To allow a recovery in a case of this kind would be to seriously infringe on the right of free speech. Certainly Milton Stokes had the right to express his view of Hunters Run. He chose to use a synonym, instead of describing the buildings in any technical, architectural language. He said the houses "look like chicken coops." We do not see that this, in itself, casts any reflection on Mr. Taylor's abilities as a builder and developer. The chicken coop of today is not the small, ill-kept, mucky shanty of two or three decades ago. Today chicken coops, like dog kennels, horse stables, cow barns and even bird houses are often large airy structures of impeccable cleanliness, shining elegance, and attractive architectural design, as appealing to the eye as they are unoffending to the nose.
[ 425 Pa. Page 429]
It is not evident how Taylor could possibly have been hurt by Stokes' extemporaneous characterization. Indeed, it is even possible that many persons, out of curiosity, would want to go see the Hunters Run project, who, otherwise, would not have been interested. There, they would see that, no matter on what pretentious scale a modern chicken coop could be built, it still could not measure up to the good-looking habitations occupying Hunters Run. In the end, the plaintiffs could have benefited rather than have been hurt by the defendant's fowl, and not foul, outburst.

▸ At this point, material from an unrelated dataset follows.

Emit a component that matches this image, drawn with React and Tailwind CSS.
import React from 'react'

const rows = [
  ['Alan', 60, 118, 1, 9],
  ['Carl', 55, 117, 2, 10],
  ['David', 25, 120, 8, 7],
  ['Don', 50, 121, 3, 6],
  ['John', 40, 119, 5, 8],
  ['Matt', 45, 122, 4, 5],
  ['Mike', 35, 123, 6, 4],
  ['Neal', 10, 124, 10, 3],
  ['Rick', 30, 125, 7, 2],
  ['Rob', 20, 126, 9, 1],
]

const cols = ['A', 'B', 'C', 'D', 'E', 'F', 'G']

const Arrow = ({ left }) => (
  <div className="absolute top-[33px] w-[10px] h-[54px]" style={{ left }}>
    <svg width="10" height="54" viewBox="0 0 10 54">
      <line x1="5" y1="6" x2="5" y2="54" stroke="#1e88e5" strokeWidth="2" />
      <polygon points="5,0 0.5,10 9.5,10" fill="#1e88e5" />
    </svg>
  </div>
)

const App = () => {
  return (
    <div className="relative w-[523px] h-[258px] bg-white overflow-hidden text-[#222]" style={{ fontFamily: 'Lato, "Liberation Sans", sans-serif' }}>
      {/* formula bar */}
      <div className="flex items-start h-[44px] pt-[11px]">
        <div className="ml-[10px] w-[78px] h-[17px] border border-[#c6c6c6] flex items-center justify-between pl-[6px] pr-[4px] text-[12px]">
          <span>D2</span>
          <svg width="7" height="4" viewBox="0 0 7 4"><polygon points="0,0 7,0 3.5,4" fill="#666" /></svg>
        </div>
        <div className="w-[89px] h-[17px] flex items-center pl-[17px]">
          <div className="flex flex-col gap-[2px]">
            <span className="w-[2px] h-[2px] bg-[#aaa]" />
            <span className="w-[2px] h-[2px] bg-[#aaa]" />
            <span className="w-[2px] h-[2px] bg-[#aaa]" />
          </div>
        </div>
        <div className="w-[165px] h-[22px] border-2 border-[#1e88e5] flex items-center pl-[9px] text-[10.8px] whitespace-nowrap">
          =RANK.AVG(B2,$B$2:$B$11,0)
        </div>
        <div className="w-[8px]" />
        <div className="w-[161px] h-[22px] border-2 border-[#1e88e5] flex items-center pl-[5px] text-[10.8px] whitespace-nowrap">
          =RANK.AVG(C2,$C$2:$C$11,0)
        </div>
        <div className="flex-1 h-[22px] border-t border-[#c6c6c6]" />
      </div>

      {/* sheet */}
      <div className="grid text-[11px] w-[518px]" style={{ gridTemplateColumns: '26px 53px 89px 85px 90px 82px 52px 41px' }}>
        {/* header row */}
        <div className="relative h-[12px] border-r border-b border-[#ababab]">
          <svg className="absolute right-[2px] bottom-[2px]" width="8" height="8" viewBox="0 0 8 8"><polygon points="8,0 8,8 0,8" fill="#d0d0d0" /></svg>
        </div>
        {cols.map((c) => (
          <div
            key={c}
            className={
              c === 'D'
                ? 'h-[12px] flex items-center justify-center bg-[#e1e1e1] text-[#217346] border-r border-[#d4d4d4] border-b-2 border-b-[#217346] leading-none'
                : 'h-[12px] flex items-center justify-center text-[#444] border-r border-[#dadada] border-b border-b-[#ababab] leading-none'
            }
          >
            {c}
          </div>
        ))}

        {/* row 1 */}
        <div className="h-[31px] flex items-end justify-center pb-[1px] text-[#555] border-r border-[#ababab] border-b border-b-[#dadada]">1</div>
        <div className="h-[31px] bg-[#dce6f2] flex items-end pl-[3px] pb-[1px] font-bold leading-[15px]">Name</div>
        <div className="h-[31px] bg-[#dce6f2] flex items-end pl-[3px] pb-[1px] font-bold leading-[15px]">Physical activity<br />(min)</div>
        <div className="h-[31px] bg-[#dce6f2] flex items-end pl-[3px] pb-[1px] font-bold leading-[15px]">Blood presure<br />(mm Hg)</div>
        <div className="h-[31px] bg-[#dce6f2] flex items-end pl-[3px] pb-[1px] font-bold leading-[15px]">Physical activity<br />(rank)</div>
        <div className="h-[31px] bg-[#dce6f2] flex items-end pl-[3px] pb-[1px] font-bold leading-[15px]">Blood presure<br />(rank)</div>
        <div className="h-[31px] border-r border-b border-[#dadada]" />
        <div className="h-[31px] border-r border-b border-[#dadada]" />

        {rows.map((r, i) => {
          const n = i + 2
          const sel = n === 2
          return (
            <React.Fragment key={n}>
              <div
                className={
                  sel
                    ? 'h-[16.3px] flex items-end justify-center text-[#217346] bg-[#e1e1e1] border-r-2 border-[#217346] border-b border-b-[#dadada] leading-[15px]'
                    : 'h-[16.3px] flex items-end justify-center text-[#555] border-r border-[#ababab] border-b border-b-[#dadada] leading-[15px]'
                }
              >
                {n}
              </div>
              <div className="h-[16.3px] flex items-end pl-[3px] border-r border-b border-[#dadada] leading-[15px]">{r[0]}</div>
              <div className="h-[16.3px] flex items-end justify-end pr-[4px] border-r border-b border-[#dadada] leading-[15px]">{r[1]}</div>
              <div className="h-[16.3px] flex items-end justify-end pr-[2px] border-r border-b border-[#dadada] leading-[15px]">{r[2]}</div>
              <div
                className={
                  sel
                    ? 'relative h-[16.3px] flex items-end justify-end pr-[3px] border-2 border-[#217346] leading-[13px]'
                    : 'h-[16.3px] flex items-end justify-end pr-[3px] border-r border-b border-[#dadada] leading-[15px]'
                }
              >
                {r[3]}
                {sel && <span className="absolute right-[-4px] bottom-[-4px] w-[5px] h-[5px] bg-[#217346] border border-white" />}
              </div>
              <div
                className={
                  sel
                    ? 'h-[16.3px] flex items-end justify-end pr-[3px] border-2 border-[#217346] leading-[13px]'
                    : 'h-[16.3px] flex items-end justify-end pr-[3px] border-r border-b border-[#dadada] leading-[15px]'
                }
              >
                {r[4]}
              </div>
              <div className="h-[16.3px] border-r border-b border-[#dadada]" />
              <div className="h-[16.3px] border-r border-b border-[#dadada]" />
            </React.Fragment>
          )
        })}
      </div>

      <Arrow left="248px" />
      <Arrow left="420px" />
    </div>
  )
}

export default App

Milton Stokes evidently does not like the Hunters Run houses and he exaggeratedly called them chicken coops. This did not accord Eugene Taylor the right to sue him for slander any more than Stokes would have had the right to sue Taylor if Taylor had exaggeratedly referred to the Hunters Run houses as surpassing the architectural grandeur of the Palace of Versailles or the Buckingham Palace.
Clarity in the communication of ideas is improved and very frequently enlivened by the use of appropriate synonyms and metaphors. Thus, the plaintiffs are not to be offended if their lawsuit is referred to as a tempest in a teapot, a hurricane in a fish bowl, or a Pickett's Charge in a chicken coop.